**AIM:**
Tally the lines that contain the string "styles" and state that total without comment.

══════════

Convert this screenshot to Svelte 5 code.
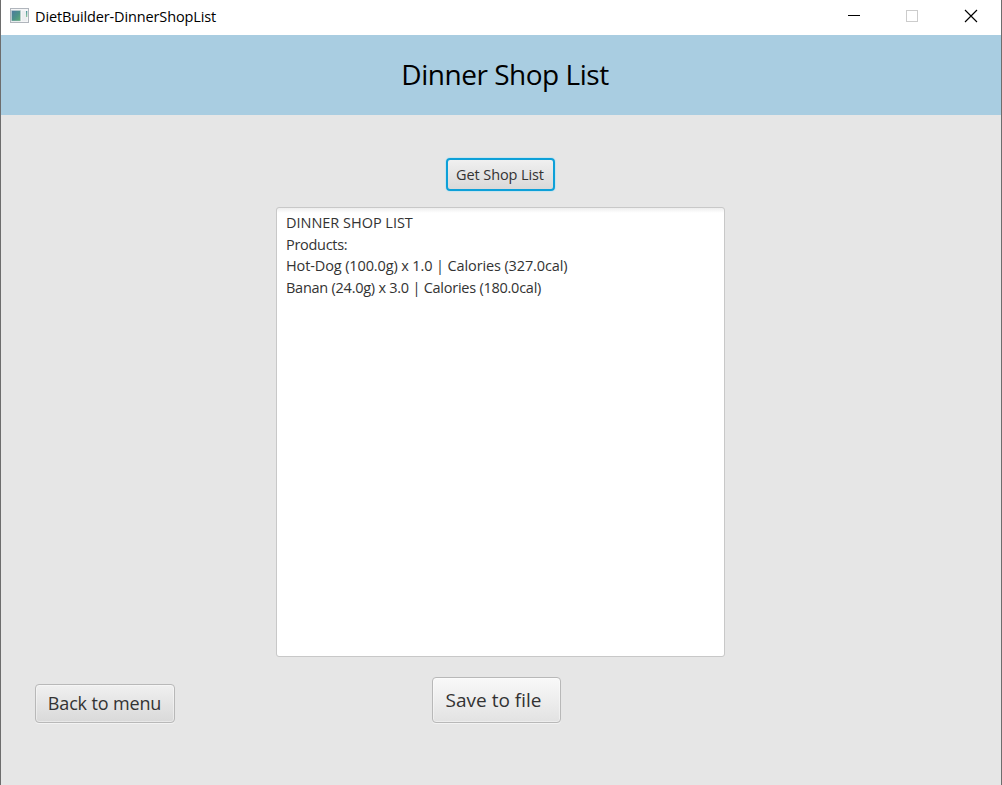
<script>
  const lines = [
    { text: 'DINNER SHOP LIST', spacing: -0.02 },
    { text: 'Products:', spacing: -0.3 },
    { text: 'Hot-Dog (100.0g) x 1.0 | Calories (327.0cal)', spacing: -0.12 },
    { text: 'Banan (24.0g) x 3.0 | Calories (180.0cal)', spacing: -0.25 }
  ];
</script>

<main class="window">
  <header class="titlebar">
    <svg class="app-icon" width="20" height="16" viewBox="0 0 20 16">
      <defs>
        <linearGradient id="pane" x1="0" y1="0" x2="1" y2="1">
          <stop offset="0" stop-color="#4c78a0" />
          <stop offset="0.55" stop-color="#4c9287" />
          <stop offset="1" stop-color="#62ad76" />
        </linearGradient>
        <linearGradient id="strip" x1="0" y1="0" x2="0" y2="1">
          <stop offset="0" stop-color="#4f94a0" />
          <stop offset="1" stop-color="#8fc99b" />
        </linearGradient>
      </defs>
      <rect x="0.5" y="0.5" width="18" height="14" fill="#f5f6f7" stroke="#b0b5bc" />
      <rect x="1.5" y="2.5" width="9" height="10.5" fill="url(#pane)" stroke="#c3d2d4" stroke-width="0.5" />
      <rect x="12" y="3" width="5" height="10" fill="#eceef0" />
      <rect x="16" y="3" width="1.3" height="6" fill="url(#strip)" />
    </svg>
    <span class="name">DietBuilder-DinnerShopList</span>
    <svg class="controls" width="172" height="35" viewBox="0 0 172 35" fill="none">
      <path d="M18 15.5H30" stroke="#000" />
      <rect x="76.5" y="10.5" width="11" height="11" stroke="#ccc" />
      <path d="M135 10L147 22M147 10L135 22" stroke="#000" stroke-width="1.15" />
    </svg>
  </header>
  <h1><span>Dinner Shop List</span></h1>
  <section class="content">
    <button class="get"><span>Get Shop List</span></button>
    <div class="list">
      {#each lines as line}
        <div><span style="letter-spacing: {line.spacing}px">{line.text}</span></div>
      {/each}
    </div>
    <div class="actions">
      <button class="back"><span>Back to menu</span></button>
      <button class="save"><span>Save to file</span></button>
    </div>
  </section>
</main>

<style>
  :global(body) { margin: 0; overflow: hidden; }
  .window {
    box-sizing: border-box;
    width: 1002px;
    height: 785px;
    border: solid #6d6d6d;
    border-width: 0 1px;
    background: #e6e6e6;
    font-family: "Open Sans", "Noto Sans", sans-serif;
    color: #333;
    display: flex;
    flex-direction: column;
  }
  span { white-space: pre; }
  .titlebar {
    height: 35px;
    background: #fff;
    display: flex;
    align-items: flex-start;
    padding-left: 9px;
    color: #000;
  }
  .app-icon { margin-top: 8px; flex: none; }
  .name {
    margin-left: 5px;
    font-size: 14.5px;
    line-height: 33px;
    letter-spacing: -0.13px;
  }
  .controls { margin-left: auto; flex: none; margin-right: -1px; }
  h1 {
    margin: 0;
    height: 80px;
    background: #a9cde1;
    color: #000;
    font-size: 28px;
    font-weight: 400;
    line-height: 79px;
    text-align: center;
    letter-spacing: -0.48px;
    padding-left: 8px;
  }
  .content {
    display: flex;
    flex-direction: column;
    align-items: center;
    padding-top: 43px;
  }
  button {
    box-sizing: border-box;
    padding: 0;
    font: inherit;
    color: #333;
    border: 1px solid #b8b8b8;
    border-radius: 4px;
    background: linear-gradient(#f0f0f0, #d9d9d9);
    box-shadow: inset 0 0 0 1px rgba(255, 255, 255, 0.4), 0 1px 0 #f3f3f3;
  }
  .get {
    width: 109px;
    height: 33px;
    border: 2px solid #0da0d8;
    box-shadow: 0 0 1px 1px #c6e3ee;
    font-size: 14.5px;
    line-height: 29px;
    letter-spacing: -0.1px;
    margin-right: 2px;
  }
  .list {
    box-sizing: border-box;
    width: 449px;
    height: 450px;
    margin: 16px 1px 0 0;
    padding: 4.3px 9px;
    background: linear-gradient(#eee, #fff 5px);
    border: 1px solid #c8c8c8;
    border-radius: 3px;
    font-size: 14.5px;
    line-height: 21.4px;
  }
  .actions {
    align-self: stretch;
    display: flex;
    align-items: flex-start;
    padding: 20px 0 0 34px;
  }
  .back {
    width: 140px;
    height: 39px;
    margin-top: 7px;
    font-size: 18px;
    line-height: 35px;
    letter-spacing: -0.15px;
    padding-right: 1px;
  }
  .save {
    width: 129px;
    height: 46px;
    margin-left: 257px;
    font-size: 19px;
    line-height: 42px;
    padding-right: 6px;
    background: linear-gradient(#f9f9f9, #e2e2e2);
  }
</style>
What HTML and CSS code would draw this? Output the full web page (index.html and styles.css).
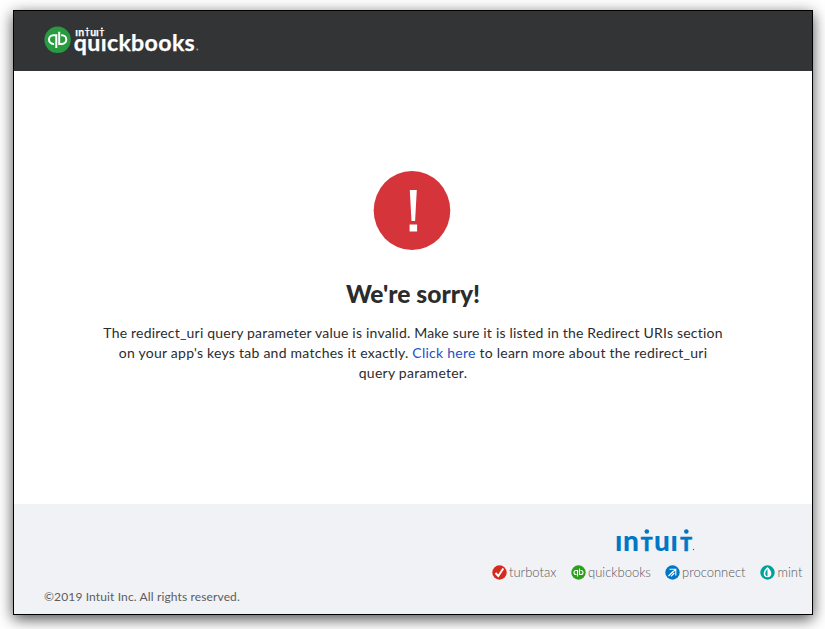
FILE: index.html
```html
<!DOCTYPE html>
<html lang="en">
<head>
  <meta charset="UTF-8">
  <title>Intuit QuickBooks - Error</title>
  <link rel="stylesheet" href="styles.css">
</head>
<body>
  <div class="page">
    <header class="header">
      <svg class="logo" width="160" height="36" viewBox="0 0 160 36">
        <circle cx="13.6" cy="15.8" r="13.2" fill="#289b40"/>
        <g fill="none" stroke="#fff" stroke-width="2">
          <path d="M12.3 24V11.3H9.3a4.3 4.3 0 0 0 0 8.6h.8"/>
          <path d="M15.2 7.7v12.2H18a4.3 4.3 0 0 0 0-8.6h-.8"/>
        </g>
        <g class="logo-text">
          <text x="31.2 34.2" y="11.5" font-size="10.5">ın<tspan x="40.9" font-size="7.6">T</tspan><tspan x="46.3 52">uı</tspan><tspan x="55.5" font-size="7.6">T</tspan></text>
          <text x="29.8" y="27.4" font-size="23.2" textLength="121">quıckbooks</text>
        </g>
        <circle cx="43.3" cy="4.5" r="1" fill="#fff"/>
        <circle cx="57.9" cy="4.5" r="1" fill="#fff"/>
        <circle cx="153.3" cy="25.5" r="1.1" fill="#999"/>
      </svg>
    </header>
    <main class="content">
      <svg class="alert" width="80" height="80" viewBox="0 0 80 80">
        <ellipse cx="39" cy="39.5" rx="38.3" ry="39.5" fill="#d5343a"/>
        <path d="M36.8 19h7l-1.7 31h-3.6zM36.6 53.5h7.5v7h-7.5z" fill="#fff"/>
      </svg>
      <h1>We're sorry!</h1>
      <p><span class="line line1">The redirect_uri query parameter value is invalid. Make sure it is listed in the Redirect URIs section</span><br>
      <span class="line">on your app's keys tab and matches it exactly. <a href="#">Click here</a> to learn more about the redirect_uri</span><br>
      <span class="line">query parameter.</span></p>
    </main>
    <footer class="footer">
      <div class="copyright">©2019 Intuit Inc. All rights reserved.</div>
      <div class="brands">
        <svg class="intuit" width="80" height="24" viewBox="0 0 80 24">
          <text x="-1 7" y="21.5" font-size="28">ın<tspan x="24.8" class="tee">T</tspan><tspan x="38 54.5">uı</tspan><tspan x="64.3" class="tee">T</tspan></text>
          <circle cx="30.8" cy="2.5" r="2.3"/>
          <circle cx="70.3" cy="2.5" r="2.3"/>
          <circle cx="77.5" cy="20.5" r=".7"/>
        </svg>
        <ul class="products">
          <li>
            <svg width="15" height="15" viewBox="0 0 15 15"><circle cx="7.5" cy="7.5" r="7.2" fill="#d52b1e"/><path d="M3.5 8l2.8 3 5-7.5" fill="none" stroke="#fff" stroke-width="2"/></svg>
            <span>turbotax</span>
          </li>
          <li>
            <svg width="15" height="15" viewBox="0 0 15 15"><circle cx="7.5" cy="7.5" r="7.2" fill="#2ca01c"/><path d="M6.5 11.5V5.5H5a2 2 0 0 0 0 4h.5M8.5 3.5v6H10a2 2 0 0 0 0-4h-.5" fill="none" stroke="#fff" stroke-width="1.1"/></svg>
            <span>quickbooks</span>
          </li>
          <li>
            <svg width="15" height="15" viewBox="0 0 15 15"><circle cx="7.5" cy="7.5" r="7.2" fill="#0077c5"/><path d="M4.5 4.2h6.3v6.3M10.6 4.4L6.8 8.2M8 6.5L3.5 11M9.3 8L6 11.3" fill="none" stroke="#fff" stroke-width="1.1"/></svg>
            <span>proconnect</span>
          </li>
          <li>
            <svg width="15" height="15" viewBox="0 0 15 15"><circle cx="7.5" cy="7.5" r="7.2" fill="#00a09b"/><path d="M7.5 2C4.5 5 3.7 6.8 3.7 8.5a3.8 3.8 0 0 0 7.6 0C11.3 6.8 10.5 5 7.5 2z" fill="#fff"/><path d="M7.5 4v7.5c-3-.8-3-4.5 0-7.5z" fill="#00a09b"/></svg>
            <span>mint</span>
          </li>
        </ul>
      </div>
    </footer>
  </div>
</body>
</html>
```
FILE: styles.css
```css
* { box-sizing: border-box; }
body { margin: 0; padding: 10px 12px 0 13px; height: 629px; overflow: hidden; background: #fff; font-family: Lato, "Open Sans", sans-serif; color: #393a3d; }
.page { display: flex; flex-direction: column; width: 800px; height: 605px; border: 1px solid #000; background: #fff; box-shadow: 0 4px 14px rgba(0,0,0,0.7); }
.header { flex: none; height: 60px; padding: 13px 0 0 30px; background: #333436; }
.logo { display: block; overflow: visible; }
.logo-text { font-weight: 700; fill: #fff; stroke: #fff; stroke-width: 0.25; }
.content { flex: 1; padding-top: 100px; text-align: center; }
.alert { display: block; margin: 0 auto; }
h1 { margin: 26px 0 0; font-size: 24.6px; line-height: 33px; font-weight: 900; color: #2b2c2e; }
p { margin: 13px 0 0; font-size: 14px; line-height: 20px; color: #2b2c2e; }
.line { white-space: nowrap; letter-spacing: 0.25px; }
.line1 { letter-spacing: 0.2px; }
a { color: #2350c4; text-decoration: none; }
.footer { flex: none; display: flex; justify-content: space-between; height: 110px; background: #f1f2f6; }
.copyright { align-self: flex-end; padding: 0 0 9px 30px; font-size: 12px; line-height: 16px; letter-spacing: 0.13px; color: #5b5c60; }
.brands { display: flex; flex-direction: column; align-items: flex-end; padding-top: 25px; }
.intuit { display: block; margin-right: 116px; font-weight: 900; fill: #0077c5; overflow: visible; }
.tee { font-size: 19.5px; stroke: #0077c5; stroke-width: 0.6px; }
.products { display: grid; grid-template-columns: 79px 94px 95.5px 52px; margin: 11px 0 0; padding: 0; list-style: none; }
.products li { display: flex; align-items: center; gap: 2.5px; height: 17px; font-size: 13px; line-height: 17px; font-weight: 300; color: #55565a; }
```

══════════

**COMPLETED EXERCISE:**
3